DATASET EXTRACT |
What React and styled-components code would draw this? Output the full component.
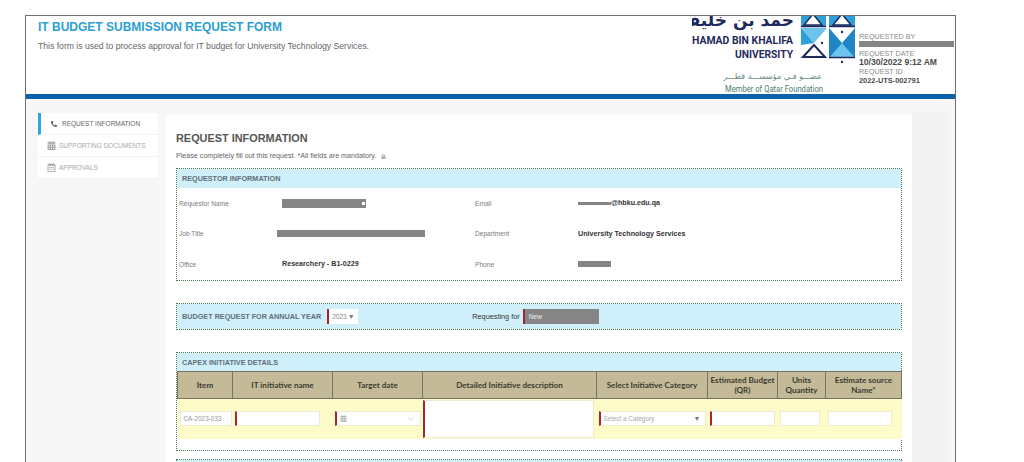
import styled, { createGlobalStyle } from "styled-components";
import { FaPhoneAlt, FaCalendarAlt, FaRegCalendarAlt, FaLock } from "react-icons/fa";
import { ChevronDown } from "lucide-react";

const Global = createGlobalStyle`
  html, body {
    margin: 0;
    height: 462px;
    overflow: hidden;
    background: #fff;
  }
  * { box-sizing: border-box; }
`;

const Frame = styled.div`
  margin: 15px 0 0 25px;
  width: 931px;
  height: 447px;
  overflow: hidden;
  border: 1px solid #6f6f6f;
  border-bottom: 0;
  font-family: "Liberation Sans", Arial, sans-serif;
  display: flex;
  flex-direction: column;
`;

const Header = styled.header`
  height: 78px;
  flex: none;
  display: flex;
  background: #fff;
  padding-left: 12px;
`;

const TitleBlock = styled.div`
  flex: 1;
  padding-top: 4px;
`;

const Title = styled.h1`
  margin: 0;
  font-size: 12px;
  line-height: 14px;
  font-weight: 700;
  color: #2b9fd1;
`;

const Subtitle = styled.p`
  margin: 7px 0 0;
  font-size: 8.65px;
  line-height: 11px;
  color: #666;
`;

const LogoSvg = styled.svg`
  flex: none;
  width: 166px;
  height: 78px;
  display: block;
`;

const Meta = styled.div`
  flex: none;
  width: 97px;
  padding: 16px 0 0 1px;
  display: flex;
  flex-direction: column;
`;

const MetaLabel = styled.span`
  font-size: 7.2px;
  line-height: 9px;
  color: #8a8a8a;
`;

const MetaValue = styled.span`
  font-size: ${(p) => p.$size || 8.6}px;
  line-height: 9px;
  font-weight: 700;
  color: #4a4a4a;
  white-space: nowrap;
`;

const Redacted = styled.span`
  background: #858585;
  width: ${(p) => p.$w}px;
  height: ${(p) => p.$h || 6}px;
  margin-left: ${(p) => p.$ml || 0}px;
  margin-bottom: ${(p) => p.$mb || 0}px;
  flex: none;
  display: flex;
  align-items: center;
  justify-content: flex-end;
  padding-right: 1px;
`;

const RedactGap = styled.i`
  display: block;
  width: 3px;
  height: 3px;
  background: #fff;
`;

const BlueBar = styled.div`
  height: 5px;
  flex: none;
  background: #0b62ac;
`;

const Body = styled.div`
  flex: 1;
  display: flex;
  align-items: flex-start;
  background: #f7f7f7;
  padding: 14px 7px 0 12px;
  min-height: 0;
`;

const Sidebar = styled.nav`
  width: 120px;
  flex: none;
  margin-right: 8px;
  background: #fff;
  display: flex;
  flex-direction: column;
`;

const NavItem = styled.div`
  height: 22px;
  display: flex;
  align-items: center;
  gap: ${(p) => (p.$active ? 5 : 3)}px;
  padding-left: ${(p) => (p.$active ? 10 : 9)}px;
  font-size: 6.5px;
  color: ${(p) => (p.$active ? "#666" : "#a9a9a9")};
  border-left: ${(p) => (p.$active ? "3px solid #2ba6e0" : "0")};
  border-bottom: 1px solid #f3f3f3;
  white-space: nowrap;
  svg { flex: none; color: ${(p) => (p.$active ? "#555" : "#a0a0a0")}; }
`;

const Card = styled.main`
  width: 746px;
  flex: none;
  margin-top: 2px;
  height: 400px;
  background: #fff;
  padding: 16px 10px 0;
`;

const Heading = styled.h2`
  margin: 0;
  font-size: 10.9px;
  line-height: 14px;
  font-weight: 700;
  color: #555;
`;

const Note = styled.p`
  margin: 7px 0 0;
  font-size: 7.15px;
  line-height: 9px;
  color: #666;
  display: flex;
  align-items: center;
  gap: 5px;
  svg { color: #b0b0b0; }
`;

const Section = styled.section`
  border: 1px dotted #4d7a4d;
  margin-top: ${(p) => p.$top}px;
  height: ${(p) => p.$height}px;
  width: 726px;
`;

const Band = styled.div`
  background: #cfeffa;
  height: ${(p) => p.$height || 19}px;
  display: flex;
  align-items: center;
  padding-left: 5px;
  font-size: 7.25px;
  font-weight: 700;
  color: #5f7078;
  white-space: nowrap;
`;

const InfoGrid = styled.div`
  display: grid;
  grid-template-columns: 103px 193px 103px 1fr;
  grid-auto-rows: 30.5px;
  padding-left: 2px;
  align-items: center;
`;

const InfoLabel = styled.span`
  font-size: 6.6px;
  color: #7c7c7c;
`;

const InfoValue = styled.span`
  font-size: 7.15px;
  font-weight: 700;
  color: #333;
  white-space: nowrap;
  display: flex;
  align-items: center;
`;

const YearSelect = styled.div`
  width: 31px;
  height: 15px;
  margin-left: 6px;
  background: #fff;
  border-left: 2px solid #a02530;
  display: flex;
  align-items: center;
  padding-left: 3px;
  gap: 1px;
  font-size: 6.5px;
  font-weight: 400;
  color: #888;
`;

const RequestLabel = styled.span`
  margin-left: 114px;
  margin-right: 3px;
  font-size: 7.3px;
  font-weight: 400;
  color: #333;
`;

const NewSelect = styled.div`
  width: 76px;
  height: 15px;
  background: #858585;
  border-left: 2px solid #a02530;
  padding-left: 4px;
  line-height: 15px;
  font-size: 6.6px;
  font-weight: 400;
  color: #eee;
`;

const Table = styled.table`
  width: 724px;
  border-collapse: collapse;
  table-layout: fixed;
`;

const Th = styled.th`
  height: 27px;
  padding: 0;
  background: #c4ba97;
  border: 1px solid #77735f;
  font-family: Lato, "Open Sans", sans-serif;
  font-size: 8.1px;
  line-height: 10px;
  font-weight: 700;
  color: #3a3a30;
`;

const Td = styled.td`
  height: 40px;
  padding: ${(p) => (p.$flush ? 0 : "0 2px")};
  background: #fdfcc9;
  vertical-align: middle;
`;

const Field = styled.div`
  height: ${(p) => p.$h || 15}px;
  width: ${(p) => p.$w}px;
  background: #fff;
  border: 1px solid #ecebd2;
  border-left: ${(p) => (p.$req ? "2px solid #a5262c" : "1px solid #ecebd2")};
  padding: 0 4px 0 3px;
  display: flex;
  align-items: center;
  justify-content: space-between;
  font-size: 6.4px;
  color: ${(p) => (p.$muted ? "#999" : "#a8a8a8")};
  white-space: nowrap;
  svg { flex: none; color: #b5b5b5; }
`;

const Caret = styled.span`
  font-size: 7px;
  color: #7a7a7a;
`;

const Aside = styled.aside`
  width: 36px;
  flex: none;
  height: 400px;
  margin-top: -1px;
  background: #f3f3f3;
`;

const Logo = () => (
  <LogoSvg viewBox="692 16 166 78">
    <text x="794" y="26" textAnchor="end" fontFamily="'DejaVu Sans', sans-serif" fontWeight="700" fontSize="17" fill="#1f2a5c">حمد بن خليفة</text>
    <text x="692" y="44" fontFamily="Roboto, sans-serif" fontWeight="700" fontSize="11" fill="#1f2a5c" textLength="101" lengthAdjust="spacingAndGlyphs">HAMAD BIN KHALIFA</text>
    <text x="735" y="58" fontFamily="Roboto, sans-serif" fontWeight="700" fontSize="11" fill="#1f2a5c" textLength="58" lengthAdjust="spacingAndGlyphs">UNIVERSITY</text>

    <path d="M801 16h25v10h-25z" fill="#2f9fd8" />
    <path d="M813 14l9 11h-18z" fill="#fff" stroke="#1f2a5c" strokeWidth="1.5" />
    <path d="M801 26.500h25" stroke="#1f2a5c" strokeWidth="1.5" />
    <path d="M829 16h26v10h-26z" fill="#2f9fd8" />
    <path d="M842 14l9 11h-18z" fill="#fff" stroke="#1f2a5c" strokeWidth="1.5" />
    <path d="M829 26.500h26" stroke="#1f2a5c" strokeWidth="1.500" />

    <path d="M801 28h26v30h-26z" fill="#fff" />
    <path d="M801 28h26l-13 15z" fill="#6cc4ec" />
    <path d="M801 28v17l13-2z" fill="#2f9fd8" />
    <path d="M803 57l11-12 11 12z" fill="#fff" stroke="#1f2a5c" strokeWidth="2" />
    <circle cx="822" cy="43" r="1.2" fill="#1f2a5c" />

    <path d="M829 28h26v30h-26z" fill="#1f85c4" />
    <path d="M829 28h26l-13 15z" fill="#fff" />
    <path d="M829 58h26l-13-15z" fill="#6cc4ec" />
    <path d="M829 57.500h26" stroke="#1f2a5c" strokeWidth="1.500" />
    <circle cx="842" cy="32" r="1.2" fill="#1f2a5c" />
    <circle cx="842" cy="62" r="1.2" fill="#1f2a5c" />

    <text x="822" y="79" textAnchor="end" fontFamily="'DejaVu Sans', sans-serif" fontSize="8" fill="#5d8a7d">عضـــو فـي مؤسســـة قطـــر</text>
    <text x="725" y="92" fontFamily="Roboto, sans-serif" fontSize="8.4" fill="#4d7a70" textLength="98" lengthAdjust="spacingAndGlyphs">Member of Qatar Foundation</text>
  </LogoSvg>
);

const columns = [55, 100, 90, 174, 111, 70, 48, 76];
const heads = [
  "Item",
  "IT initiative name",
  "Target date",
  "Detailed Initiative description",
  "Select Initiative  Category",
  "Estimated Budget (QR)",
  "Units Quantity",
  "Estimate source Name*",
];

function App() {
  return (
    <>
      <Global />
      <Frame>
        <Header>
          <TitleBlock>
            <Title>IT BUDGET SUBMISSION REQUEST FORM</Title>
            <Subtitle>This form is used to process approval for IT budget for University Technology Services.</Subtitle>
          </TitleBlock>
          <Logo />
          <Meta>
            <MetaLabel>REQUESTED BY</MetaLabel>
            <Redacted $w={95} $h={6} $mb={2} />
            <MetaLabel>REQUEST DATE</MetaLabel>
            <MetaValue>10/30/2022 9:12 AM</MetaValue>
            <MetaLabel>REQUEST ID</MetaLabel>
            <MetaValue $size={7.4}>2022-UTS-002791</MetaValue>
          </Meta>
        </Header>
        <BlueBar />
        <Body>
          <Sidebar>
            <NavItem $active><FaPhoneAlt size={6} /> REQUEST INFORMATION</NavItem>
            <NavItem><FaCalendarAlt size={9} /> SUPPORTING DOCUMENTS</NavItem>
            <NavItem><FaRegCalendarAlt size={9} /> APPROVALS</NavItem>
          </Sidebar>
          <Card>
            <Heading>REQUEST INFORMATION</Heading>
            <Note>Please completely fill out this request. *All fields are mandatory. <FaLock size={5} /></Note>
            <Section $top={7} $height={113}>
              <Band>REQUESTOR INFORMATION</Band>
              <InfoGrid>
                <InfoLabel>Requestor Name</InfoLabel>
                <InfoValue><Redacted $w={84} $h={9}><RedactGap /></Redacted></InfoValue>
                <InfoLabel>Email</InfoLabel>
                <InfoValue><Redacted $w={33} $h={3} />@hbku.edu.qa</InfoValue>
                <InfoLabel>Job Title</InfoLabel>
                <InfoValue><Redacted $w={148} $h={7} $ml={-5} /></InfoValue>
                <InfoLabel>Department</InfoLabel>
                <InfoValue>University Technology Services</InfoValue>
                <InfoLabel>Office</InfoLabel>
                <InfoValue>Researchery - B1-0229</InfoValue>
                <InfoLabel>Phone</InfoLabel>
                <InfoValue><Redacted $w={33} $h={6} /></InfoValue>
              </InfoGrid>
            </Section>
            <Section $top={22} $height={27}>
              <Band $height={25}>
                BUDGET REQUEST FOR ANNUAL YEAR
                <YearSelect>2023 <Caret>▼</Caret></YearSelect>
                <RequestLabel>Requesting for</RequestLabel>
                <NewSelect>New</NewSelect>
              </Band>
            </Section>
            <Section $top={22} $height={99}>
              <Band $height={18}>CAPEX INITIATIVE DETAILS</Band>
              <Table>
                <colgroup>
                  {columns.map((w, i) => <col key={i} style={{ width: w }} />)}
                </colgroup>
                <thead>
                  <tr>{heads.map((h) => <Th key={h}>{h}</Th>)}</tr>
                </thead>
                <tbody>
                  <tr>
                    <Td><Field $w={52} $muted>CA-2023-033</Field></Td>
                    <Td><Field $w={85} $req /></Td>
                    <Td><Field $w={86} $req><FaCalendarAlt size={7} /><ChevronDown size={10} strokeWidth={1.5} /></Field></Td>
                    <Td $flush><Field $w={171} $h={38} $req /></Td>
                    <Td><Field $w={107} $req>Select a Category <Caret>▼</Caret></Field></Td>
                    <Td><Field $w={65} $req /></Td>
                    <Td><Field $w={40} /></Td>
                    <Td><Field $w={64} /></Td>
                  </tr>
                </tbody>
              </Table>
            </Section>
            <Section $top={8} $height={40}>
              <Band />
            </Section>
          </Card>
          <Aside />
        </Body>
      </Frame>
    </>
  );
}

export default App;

DIRECTIONS FOR THIS TASK | Select and copy every line of the material that holds the string "components".

FINISHED ANSWER |
What React and styled-components code would draw this? Output the full component.
import styled, { createGlobalStyle } from "styled-components";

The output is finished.